Directions: Copy out each line that includes the word "this".

Given data:
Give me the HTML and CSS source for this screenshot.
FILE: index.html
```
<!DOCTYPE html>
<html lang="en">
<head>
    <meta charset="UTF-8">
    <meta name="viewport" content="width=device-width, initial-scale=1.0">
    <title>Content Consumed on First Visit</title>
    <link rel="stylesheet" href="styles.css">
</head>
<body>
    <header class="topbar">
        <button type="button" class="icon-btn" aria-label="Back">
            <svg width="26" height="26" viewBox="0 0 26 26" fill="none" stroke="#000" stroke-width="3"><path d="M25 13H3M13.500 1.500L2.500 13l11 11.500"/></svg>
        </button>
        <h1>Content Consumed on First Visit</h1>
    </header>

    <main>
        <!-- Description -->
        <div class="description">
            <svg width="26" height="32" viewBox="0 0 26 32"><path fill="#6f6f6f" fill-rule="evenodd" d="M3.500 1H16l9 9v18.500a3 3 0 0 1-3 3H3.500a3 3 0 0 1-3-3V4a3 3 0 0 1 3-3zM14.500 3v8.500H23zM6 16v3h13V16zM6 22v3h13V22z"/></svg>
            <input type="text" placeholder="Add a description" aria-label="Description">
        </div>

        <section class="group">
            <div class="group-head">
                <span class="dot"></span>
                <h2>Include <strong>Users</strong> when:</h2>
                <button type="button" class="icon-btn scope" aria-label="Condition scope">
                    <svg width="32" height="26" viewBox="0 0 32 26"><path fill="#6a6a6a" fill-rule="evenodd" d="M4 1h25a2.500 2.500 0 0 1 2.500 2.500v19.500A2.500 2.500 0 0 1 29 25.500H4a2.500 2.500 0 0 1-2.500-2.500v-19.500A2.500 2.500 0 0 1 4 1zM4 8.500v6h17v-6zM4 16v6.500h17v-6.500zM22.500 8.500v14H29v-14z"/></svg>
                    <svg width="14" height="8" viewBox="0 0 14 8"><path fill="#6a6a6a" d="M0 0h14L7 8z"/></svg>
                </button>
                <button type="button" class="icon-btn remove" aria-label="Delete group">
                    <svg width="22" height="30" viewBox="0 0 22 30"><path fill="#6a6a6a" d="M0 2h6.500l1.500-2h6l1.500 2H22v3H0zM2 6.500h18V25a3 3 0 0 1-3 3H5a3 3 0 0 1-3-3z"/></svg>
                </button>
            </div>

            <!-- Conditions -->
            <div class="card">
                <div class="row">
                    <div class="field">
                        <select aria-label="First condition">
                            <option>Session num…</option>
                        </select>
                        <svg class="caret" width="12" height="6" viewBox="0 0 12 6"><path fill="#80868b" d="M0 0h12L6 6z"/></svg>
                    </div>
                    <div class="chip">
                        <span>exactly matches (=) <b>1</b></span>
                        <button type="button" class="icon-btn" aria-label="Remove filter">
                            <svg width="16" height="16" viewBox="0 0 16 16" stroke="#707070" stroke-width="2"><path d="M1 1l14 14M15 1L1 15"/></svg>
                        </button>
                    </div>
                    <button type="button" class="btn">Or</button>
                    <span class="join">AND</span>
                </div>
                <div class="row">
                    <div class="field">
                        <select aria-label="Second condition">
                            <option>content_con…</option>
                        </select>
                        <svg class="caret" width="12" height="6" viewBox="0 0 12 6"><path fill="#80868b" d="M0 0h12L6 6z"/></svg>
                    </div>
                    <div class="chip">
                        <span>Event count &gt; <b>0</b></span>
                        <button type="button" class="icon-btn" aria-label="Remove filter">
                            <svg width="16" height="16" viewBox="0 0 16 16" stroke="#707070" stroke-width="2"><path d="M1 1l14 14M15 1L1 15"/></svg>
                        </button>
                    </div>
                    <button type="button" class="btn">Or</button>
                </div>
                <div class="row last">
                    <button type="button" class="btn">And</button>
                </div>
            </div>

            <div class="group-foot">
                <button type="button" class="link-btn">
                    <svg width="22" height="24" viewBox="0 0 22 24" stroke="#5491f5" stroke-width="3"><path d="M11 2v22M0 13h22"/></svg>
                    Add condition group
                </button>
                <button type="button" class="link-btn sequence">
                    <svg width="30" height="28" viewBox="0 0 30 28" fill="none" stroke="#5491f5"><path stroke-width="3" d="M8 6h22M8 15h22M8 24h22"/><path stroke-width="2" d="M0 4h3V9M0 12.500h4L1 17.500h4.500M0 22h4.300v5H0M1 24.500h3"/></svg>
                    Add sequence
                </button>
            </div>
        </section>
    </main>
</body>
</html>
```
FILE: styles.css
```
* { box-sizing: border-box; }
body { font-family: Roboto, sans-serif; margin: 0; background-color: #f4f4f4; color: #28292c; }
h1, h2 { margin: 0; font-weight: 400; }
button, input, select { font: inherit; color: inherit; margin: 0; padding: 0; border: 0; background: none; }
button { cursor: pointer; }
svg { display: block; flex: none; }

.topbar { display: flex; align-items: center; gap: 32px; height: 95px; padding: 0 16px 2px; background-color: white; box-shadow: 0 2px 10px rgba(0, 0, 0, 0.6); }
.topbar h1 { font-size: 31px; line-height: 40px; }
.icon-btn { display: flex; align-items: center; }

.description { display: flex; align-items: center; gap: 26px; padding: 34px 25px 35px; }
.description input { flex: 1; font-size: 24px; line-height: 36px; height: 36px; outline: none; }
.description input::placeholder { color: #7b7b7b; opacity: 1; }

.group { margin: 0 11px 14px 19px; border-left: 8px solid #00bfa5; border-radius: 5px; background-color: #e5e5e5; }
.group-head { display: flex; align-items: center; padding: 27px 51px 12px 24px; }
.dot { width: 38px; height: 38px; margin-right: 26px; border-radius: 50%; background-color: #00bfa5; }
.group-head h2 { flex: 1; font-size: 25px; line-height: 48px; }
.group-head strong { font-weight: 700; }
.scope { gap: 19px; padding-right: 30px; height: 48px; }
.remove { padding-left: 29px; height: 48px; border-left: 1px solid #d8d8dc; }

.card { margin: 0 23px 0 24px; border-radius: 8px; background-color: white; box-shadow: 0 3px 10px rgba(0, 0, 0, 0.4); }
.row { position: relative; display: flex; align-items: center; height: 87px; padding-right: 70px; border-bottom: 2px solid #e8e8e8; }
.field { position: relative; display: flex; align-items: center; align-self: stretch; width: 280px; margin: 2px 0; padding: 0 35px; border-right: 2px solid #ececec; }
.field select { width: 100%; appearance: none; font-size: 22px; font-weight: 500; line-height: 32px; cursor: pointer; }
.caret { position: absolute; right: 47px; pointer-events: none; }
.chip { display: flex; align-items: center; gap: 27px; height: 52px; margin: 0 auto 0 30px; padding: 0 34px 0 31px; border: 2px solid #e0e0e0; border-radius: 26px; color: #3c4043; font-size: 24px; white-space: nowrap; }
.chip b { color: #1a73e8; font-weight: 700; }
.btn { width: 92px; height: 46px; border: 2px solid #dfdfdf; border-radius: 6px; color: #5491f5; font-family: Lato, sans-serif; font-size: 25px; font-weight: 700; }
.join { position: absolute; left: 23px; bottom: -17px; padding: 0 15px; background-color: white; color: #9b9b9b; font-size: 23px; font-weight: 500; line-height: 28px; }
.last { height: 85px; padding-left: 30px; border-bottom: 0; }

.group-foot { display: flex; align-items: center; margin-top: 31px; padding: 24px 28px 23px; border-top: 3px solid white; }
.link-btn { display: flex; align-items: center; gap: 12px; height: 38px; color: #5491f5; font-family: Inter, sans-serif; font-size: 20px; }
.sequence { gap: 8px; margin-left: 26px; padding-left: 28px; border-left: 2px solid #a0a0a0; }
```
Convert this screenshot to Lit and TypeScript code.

Exercise output:
Give me the HTML and CSS source for this screenshot.
Convert this screenshot to Lit and TypeScript code.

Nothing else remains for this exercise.